The region has invariably attracted high-quality writing. From the very start of the British-Pakhtun encounter, there was the detailed study by Mountstuart Elphinstone. Other colonial officers fascinated by the Pakhtun wrote monographs that have lasted, and these include names like Sir Evelyn Howell and Sir Olaf Caroe. There were of course novelists writing about this area and its people. Rudyard Kipling’s Kim features a dashing if stereotypical Pakhtun horse trader and the novels of John Masters feature Pakhtun tribesmen.
After the creation of Pakistan in 1947, this region continued to attract fine writers. Leading anthropologists like Frederick Barth, Andre Singer, and Charles Lindholm contributed to Pashtun studies. There is the popular Pashtun Tales from the Pakistan-Afghan frontier by Aisha Ahmad and Roger Boase. Sahibzada Riaz Noor and Ijaz Rahim, two outstanding officers and poets, have written extensively on the people and area. Another civil servant, Gulam Qadir Khan Daur has written a powerful book on his tribe in Waziristan.

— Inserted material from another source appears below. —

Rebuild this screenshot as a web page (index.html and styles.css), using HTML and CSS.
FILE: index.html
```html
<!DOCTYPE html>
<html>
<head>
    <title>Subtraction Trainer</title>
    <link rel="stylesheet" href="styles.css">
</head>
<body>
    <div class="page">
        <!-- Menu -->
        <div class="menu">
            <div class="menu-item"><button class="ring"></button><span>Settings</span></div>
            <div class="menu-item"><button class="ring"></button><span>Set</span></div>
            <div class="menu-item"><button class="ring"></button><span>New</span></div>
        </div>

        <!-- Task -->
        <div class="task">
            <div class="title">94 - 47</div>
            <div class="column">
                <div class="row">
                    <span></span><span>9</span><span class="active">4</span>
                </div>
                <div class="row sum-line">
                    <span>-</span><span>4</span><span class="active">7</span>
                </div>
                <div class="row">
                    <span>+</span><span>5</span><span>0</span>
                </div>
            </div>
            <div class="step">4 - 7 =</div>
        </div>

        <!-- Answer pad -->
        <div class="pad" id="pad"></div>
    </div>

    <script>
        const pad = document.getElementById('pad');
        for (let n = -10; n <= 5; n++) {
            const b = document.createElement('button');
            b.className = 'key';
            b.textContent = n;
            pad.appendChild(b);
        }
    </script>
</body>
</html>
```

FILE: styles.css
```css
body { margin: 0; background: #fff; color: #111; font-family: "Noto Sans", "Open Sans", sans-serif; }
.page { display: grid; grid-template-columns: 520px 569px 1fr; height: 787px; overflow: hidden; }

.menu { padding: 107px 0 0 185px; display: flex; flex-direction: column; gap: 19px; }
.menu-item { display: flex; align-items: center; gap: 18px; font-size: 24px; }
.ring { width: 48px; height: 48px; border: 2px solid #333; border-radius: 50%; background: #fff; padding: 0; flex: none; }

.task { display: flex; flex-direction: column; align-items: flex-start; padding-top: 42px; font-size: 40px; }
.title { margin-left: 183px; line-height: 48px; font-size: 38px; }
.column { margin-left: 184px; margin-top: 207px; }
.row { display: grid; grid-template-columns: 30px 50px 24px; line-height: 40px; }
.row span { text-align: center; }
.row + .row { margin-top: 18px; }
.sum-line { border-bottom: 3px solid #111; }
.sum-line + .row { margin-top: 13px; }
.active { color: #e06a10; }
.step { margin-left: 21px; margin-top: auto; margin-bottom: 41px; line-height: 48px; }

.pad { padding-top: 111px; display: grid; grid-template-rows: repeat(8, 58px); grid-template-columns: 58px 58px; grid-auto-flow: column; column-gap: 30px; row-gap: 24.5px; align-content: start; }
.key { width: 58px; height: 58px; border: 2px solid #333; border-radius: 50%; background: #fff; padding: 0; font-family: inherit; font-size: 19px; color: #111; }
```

In spite of limited access to educational facilities and living in a patriarchal society, the area has also recently produced some high-quality scholarship by female Pukhtuna associated with the region. Dr Amineh Hoti obtained her PhD from Cambridge University, studying Yusufzai women in Swat and Mardan, Dr Faryal Leghari recently got her PhD from Oxford University based on her work in Waziristan. Amineh is the great-granddaughter of the Wali of Swat and Faryal’s mother was from Mardan. Malala Yusufzai, whom Dr Khattak so admires, is also from Swat and has written and spoken extensively about the area.

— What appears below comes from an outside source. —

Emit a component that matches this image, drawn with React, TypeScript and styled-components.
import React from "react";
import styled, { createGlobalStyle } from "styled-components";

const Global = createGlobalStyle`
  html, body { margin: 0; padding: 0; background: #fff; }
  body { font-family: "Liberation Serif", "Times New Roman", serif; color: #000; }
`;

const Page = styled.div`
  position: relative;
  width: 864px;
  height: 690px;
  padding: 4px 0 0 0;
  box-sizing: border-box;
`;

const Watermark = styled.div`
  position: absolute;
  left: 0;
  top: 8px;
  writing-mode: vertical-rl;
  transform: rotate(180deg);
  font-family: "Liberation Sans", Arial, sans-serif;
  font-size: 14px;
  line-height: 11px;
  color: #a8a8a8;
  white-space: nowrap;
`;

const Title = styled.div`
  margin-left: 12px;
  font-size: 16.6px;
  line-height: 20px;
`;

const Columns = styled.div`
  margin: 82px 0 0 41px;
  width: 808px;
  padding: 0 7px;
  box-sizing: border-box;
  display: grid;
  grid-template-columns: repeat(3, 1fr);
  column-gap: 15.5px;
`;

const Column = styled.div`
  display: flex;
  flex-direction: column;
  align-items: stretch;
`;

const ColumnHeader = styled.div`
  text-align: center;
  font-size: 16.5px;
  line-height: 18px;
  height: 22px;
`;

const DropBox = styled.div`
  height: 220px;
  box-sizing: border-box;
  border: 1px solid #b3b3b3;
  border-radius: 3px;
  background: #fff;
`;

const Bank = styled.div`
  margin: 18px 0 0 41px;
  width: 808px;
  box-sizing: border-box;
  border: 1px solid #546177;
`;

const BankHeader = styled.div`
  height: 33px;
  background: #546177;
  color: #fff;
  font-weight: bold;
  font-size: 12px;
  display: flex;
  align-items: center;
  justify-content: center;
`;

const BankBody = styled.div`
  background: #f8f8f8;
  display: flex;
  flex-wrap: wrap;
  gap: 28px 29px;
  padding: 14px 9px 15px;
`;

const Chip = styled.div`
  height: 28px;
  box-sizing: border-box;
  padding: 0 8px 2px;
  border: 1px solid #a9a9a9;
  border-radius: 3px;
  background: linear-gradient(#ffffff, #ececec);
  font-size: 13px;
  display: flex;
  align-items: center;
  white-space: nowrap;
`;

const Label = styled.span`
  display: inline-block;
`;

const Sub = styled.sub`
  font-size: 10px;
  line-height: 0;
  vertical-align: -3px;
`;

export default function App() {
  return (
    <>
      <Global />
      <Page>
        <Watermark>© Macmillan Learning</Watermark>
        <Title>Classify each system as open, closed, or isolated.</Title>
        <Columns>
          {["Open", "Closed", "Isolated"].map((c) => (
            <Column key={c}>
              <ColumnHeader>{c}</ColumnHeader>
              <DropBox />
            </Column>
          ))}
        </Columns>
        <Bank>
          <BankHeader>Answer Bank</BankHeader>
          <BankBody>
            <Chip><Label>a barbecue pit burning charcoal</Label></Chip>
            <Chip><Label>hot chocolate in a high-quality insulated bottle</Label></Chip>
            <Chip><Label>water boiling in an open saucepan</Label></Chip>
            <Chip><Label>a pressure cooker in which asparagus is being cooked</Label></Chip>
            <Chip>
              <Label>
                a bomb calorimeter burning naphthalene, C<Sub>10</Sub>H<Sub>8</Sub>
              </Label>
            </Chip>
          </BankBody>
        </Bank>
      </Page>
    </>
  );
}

Dr Khattak’s book is as much autobiographical as it is sociological. She recounts her struggles to pursue education despite the hurdles she faces. Dr Khattak was born and raised in Akora Khattak in the Pakhtunkhwa province once called the North-West Frontier Province under the British. She later obtained her MA in education in London and her Doctorate in Gender, Islam, and Education from Middlesex University, also in London. She found that her province is dominated by culture rather than the teaching of Islam. There are pressures from even within the family that discourage her. But it is her father who stands by her and supports her, instilling pride in her people and dreams to contribute to the understanding of their culture. Behind these heroic female figures, we note there are usually heroic parents. These fathers and mothers take a stand to support their children against the tide of local normative opinion. For his courage, imagination and faith it is a good opportunity to salute Shamaas Gul Khattak, the father of our author Dr Khattak.
In spite of limited access to educational facilities and living in a patriarchal society, the area has also recently produced some high-quality scholarship by female Pukhtuna associated with the region
Dr Khattak herself has expressed gratitude to her father in a moving dedication to him:
“Dedicated to my great feminist father (Shamaas Gul Khattak), my first love, my inspiration and my strength, my Sonerine supporting me lovingly throughout my life.”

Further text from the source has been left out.